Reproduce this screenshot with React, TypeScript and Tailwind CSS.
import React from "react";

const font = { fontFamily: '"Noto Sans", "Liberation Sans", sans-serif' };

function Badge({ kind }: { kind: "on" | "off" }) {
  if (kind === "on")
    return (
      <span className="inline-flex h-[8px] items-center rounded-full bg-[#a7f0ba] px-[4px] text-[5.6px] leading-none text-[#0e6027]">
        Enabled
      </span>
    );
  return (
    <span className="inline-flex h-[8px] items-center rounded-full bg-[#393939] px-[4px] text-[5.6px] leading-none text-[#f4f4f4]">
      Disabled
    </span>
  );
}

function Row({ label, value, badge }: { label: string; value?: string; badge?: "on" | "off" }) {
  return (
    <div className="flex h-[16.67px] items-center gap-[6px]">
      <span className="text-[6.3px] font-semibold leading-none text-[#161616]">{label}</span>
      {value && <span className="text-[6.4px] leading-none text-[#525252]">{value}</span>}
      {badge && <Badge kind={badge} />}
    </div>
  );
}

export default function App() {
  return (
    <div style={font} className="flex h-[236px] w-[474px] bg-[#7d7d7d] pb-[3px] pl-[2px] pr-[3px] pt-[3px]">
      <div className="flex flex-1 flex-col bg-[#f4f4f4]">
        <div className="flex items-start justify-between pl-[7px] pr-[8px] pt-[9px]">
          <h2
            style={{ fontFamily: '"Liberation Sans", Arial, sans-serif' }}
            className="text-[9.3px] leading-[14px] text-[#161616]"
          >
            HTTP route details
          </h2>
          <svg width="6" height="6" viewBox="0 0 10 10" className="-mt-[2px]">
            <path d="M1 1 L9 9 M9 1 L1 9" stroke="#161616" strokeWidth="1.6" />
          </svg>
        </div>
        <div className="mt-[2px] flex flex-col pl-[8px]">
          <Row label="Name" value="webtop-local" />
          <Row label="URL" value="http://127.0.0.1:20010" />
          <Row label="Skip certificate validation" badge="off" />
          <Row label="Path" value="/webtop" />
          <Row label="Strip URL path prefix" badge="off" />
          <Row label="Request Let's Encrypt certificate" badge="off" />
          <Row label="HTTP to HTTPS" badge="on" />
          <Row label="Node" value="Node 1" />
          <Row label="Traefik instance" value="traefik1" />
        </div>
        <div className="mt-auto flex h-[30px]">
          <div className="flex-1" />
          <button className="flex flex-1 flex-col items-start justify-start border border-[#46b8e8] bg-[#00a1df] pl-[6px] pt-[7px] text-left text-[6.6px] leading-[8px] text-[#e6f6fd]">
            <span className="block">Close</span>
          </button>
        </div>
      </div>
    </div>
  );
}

* * * * * * * * *

• **Work to do**: Reproduce each line of the material above precisely.

• **Task output**:
Reproduce this screenshot with React, TypeScript and Tailwind CSS.
import React from "react";

const font = { fontFamily: '"Noto Sans", "Liberation Sans", sans-serif' };

function Badge({ kind }: { kind: "on" | "off" }) {
  if (kind === "on")
    return (
      <span className="inline-flex h-[8px] items-center rounded-full bg-[#a7f0ba] px-[4px] text-[5.6px] leading-none text-[#0e6027]">
        Enabled
      </span>
    );
  return (
    <span className="inline-flex h-[8px] items-center rounded-full bg-[#393939] px-[4px] text-[5.6px] leading-none text-[#f4f4f4]">
      Disabled
    </span>
  );
}

function Row({ label, value, badge }: { label: string; value?: string; badge?: "on" | "off" }) {
  return (
    <div className="flex h-[16.67px] items-center gap-[6px]">
      <span className="text-[6.3px] font-semibold leading-none text-[#161616]">{label}</span>
      {value && <span className="text-[6.4px] leading-none text-[#525252]">{value}</span>}
      {badge && <Badge kind={badge} />}
    </div>
  );
}

export default function App() {
  return (
    <div style={font} className="flex h-[236px] w-[474px] bg-[#7d7d7d] pb-[3px] pl-[2px] pr-[3px] pt-[3px]">
      <div className="flex flex-1 flex-col bg-[#f4f4f4]">
        <div className="flex items-start justify-between pl-[7px] pr-[8px] pt-[9px]">
          <h2
            style={{ fontFamily: '"Liberation Sans", Arial, sans-serif' }}
            className="text-[9.3px] leading-[14px] text-[#161616]"
          >
            HTTP route details
          </h2>
          <svg width="6" height="6" viewBox="0 0 10 10" className="-mt-[2px]">
            <path d="M1 1 L9 9 M9 1 L1 9" stroke="#161616" strokeWidth="1.6" />
          </svg>
        </div>
        <div className="mt-[2px] flex flex-col pl-[8px]">
          <Row label="Name" value="webtop-local" />
          <Row label="URL" value="http://127.0.0.1:20010" />
          <Row label="Skip certificate validation" badge="off" />
          <Row label="Path" value="/webtop" />
          <Row label="Strip URL path prefix" badge="off" />
          <Row label="Request Let's Encrypt certificate" badge="off" />
          <Row label="HTTP to HTTPS" badge="on" />
          <Row label="Node" value="Node 1" />
          <Row label="Traefik instance" value="traefik1" />
        </div>
        <div className="mt-auto flex h-[30px]">
          <div className="flex-1" />
          <button className="flex flex-1 flex-col items-start justify-start border border-[#46b8e8] bg-[#00a1df] pl-[6px] pt-[7px] text-left text-[6.6px] leading-[8px] text-[#e6f6fd]">
            <span className="block">Close</span>
          </button>
        </div>
      </div>
    </div>
  );
}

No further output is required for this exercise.